The tenants of the land in Tasburgh at the time were Isaac Webster of Malthouse Farm (Tasburgh Grange) and Stephen Jacobs of Commerce House. William Gwyn of Tasburgh Hall rented the Stratton land, and in Flordon the tenants were Zac George of Tasburgh Mill, Mary Girdlestone of Rainthorpe Hall, and Sir William Kemp of Mergate Hall, Bracon Ash, with one acre being rented by John Pratt. The average rent was £1.40 an acre and the terms of the 1778 Trust Deed directed that the rents were to be distributed to such poor and deserving inhabitants of the parish of Tasburgh as the trustees thought appropriate. A report into the charities of Norfolk in 1834 recorded that William Gwyn, as one of the trustees, spent the rents in purchasing clothing and blankets which were distributed "indiscriminately amongst the settled poor living in the parish. Each poor family receives some article every year, and great coats are given occasionally but the same persons do not receive them more than once every three years."

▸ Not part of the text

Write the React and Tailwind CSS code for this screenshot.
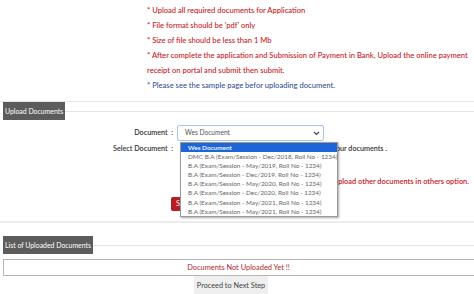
import React from "react";

const items = [
  "DMC B.A (Exam/Session - Dec/2018, Roll No - 1234)",
  "B.A (Exam/Session - May/2019, Roll No - 1234)",
  "B.A (Exam/Session - Dec/2019, Roll No - 1234)",
  "B.A (Exam/Session - May/2020, Roll No - 1234)",
  "B.A (Exam/Session - Dec/2020, Roll No - 1234)",
  "B.A (Exam/Session - May/2021, Roll No - 1234)",
  "B.A (Exam/Session - May/2021, Roll No - 1234)",
];

function Legend({ children }) {
  return (
    <div className="flex items-center h-[18px]">
      <div className="h-[18px] bg-[#5c5c5c] text-white text-[6.9px] leading-[18px] px-[2px] whitespace-nowrap">{children}</div>
      <div className="flex-1 border-t border-[#e3e3e3]"></div>
    </div>
  );
}

export default function App() {
  return (
    <div className="relative w-[474px] h-[294px] overflow-hidden bg-white" style={{ fontFamily: "Lato, 'Open Sans', sans-serif" }}>
      <div className="pt-[3px] pl-[147px] text-[7.6px] leading-[15px] text-[#c8161d] font-medium whitespace-nowrap">
        <div>* Upload all required documents for Application</div>
        <div>* File format should be 'pdf' only</div>
        <div>* Size of file should be less than 1 Mb</div>
        <div>* After complete the application and Submission of Payment in Bank, Upload the online payment</div>
        <div>receipt on portal and submit then submit.</div>
        <div className="text-[#3b4f9a]">* Please see the sample page befor uploading document.</div>
      </div>
      <div className="mt-[8px] border-t border-[#e6e6e6]"></div>
      <div className="pl-[3px]">
        <Legend>Upload Documents</Legend>
      </div>
      <div className="mt-[5px] flex items-center h-[16px]">
        <div className="w-[177px] text-right pr-[4px] text-[7.2px] font-semibold text-[#333]">Document&nbsp;&nbsp;:</div>
        <div className="w-[147px] h-[16px] border border-[#a9c3e6] rounded-[2px] flex items-center justify-between pl-[7px] pr-[3px] text-[6.6px] text-[#555]">
          <span>Wes Document</span>
          <svg width="7" height="5" viewBox="0 0 7 5"><path d="M1 1l2.5 2.5L6 1" fill="none" stroke="#444" strokeWidth="1.2" /></svg>
        </div>
      </div>
      <div className="mt-[1px] flex items-center h-[15px]">
        <div className="w-[177px] text-right pr-[4px] text-[7.2px] font-semibold text-[#333]">Select Document&nbsp;&nbsp;:</div>
        <div className="w-[210px] text-right text-[7.2px] font-semibold text-[#333] whitespace-nowrap">Upload your documents .</div>
      </div>
      <div className="mt-[17px] flex items-center justify-end h-[15px] pr-[5px]">
        <div className="text-[7.4px] font-semibold text-[#c8161d] whitespace-nowrap">Note: You can upload other documents in others option.</div>
      </div>
      <div className="mt-[8px] pl-[171px]">
        <div className="w-[40px] h-[14px] bg-[#b71c24] rounded-[2px] text-white text-[7.5px] leading-[14px] pl-[5px]">Submit</div>
      </div>
      <div className="mt-[10px] border-t-2 border-[#ececec]"></div>
      <div className="mt-[13px] pl-[3px]">
        <Legend>List of Uploaded Documents</Legend>
      </div>
      <div className="mt-[5px] ml-[3px] -mr-[2px] h-[17px] border border-[#b5b5b5] flex items-center justify-center pr-[2px] text-[7.4px] text-[#b0262c]">
        Documents Not Uploaded Yet !!
      </div>
      <div className="flex justify-center pr-[12px]">
        <div className="w-[74px] h-[20px] bg-[#efefef] flex items-center justify-center text-[7.3px] text-[#444] whitespace-nowrap">Proceed to Next Step</div>
      </div>

      <div className="absolute left-[180px] top-[142px] w-[158px] bg-white border border-[#9a9a9a] shadow-[1px_1px_2px_rgba(0,0,0,0.35)] text-[6.4px] leading-[9.1px] text-[#666]">
        <div className="bg-[#1e66d8] text-white pl-[7px] font-semibold">Wes Document</div>
        {items.map((t, i) => (
          <div key={i} className="pl-[7px] whitespace-nowrap">{t}</div>
        ))}
      </div>
    </div>
  );
}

Much of the land was held in the form of field strips, a legacy of the old open field system of farming under which villagers were allocated a different strip or strips to farm each year by the Lord of the Manor, thereby ensuring in theory that everyone had a chance to farm some better as well as poorer land, but in practice enabaling him to build up blocks for himself which were then enclosed. Half an acre of one of the strips in Flordon was taken for the building of the railway in the 1840s, and the trustees received in return half an acre of nearby land off Greenways, although the exchange wasn't finally documented until 1870! A plan of the Rainthorpe Estate in 1852 shows the names of adjoining landowners, and the charity's Flordon strips are marked "Tasburgh Town" ie. the Town Lands charity.

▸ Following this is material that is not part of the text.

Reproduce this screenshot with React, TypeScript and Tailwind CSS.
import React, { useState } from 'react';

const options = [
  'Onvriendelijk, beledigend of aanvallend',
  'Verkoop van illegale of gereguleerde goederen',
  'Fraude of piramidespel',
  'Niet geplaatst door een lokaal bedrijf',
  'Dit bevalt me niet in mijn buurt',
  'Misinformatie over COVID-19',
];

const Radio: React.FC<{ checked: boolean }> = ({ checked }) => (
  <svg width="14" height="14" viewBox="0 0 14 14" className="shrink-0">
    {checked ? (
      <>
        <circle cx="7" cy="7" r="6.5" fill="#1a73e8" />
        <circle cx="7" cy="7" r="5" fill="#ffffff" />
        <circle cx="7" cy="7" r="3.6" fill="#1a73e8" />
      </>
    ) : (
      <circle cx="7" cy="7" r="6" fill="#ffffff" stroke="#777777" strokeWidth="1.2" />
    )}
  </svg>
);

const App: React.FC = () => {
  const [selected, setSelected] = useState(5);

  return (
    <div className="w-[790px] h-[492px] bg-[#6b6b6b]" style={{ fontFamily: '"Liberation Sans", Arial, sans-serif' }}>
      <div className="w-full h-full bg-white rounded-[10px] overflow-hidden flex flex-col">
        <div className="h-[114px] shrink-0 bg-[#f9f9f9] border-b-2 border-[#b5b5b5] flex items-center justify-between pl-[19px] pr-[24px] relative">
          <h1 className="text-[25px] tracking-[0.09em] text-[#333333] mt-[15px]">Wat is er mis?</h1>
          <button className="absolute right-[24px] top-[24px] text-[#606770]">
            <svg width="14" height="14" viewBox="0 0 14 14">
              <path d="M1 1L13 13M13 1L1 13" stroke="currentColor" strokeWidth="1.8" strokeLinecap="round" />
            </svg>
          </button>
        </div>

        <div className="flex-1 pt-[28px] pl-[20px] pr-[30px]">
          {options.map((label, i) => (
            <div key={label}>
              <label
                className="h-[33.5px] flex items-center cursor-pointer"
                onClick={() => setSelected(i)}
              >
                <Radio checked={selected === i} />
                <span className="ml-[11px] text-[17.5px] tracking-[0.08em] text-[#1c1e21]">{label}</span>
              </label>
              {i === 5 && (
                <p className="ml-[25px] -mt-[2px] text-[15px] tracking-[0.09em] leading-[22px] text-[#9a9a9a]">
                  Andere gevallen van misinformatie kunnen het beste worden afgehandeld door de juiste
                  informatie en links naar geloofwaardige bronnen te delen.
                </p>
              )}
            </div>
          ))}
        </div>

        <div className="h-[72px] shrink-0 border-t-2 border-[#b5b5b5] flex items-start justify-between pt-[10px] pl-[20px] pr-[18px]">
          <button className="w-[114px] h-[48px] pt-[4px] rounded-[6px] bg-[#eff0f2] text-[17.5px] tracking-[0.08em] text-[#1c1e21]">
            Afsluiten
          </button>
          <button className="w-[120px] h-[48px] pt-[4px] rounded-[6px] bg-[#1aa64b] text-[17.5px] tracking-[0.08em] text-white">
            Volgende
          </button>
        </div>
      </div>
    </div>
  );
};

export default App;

In 1877 the Charity Commission established a new Scheme for the running of the charity, replacing the provisions of the 1778 Trust Deed, and then in 1928 the charity was incorporated into Tasburgh United Charities, by which time the holding of lands in Flordon had reduced to 7 acres whilst land in Tasburgh had increased by one and a half acres as a result of an exchange of land with Philip Berney Ficklin in 1905 under which the trustees received the northern half of the field in Low Road adjoining Hill Crest and Hill House in return for their land in Stratton St. Michael, and a strip of land in an adjoining field and a piece of land now forming part of the garden of Tasburgh Grange, both of which would have been part of the land recorded as rented by Isaac Webster in 1828 as part of Malthouse Farm.
Under the Enclosure Award of 1818, the charity's field adjoining the churchyard was exchanged for just over an acre of common land opposite Tasburgh Grange which over time became indistinguishable from adjoining land awarded to the Fuel Allotment Charity. As a result, when the Fuel Allotment Charity exchanged their land opposite Tasburgh Grange with Mr Berney Ficklin in 1905 in return for lands including the southern part of the field received by the Poor's Lands Charity, they included the acre of Poor's land. The error was only discovered when the schedule of lands for the 1928 Scheme for Tasburgh United Charities was being prepared, and so by an order from the Charity Commission the Fuel Allotment Charity was ordered in 1927 to treat an additional acre of the field as belonging to the Poor's Lands Charity thereby increasing its percentage share of the whole to nearly 87%.
At some point between 1818 and 1840, when the map for the Tithe Apportionment Award was prepared, the Poor's Lands Charity also acquired a small piece of land in Grove Lane on which a coalhouse was built to store coal for distribution to the poor, presumably replacing the one built in 1773. By 1928 the first minutes of Tasburgh United Charites show that coal was being delivered direct to recipients' houses by a local coal merchant, Thomas Moy Ltd, and by the time of WW2 the old coalhouse had become a ruin.
In 1951 the trustees sold an acre of land in Flordon for £50 to the Forehoe & Henstead Rural District Council for the building of council houses, and in 1978 the remaining four pieces of land in Flordon were sold to the tenant, Alan King of Laybye Farm Saxlingham Nethergate, for £2750. This included two strips of land running through what is now the Tas Valley Cricket Club's grounds adjoining the Flordon to Newton Flotman road. Before that in 1971, the charity's land in Low Road had been included in a sale to the Depwade Rural District Council also for council houses at a price of £17,500, but following the reorganisation of Local Government in 1974 the land passed to South Norfolk District Council and the plans for further council houses were dropped. The last piece of land belonging to the charity was the site of the old coalhouse on Grove Lane, which was sold to the village playing field. The investment of the various sale proceeds now provides the majority of the income of Tasburgh United Charities.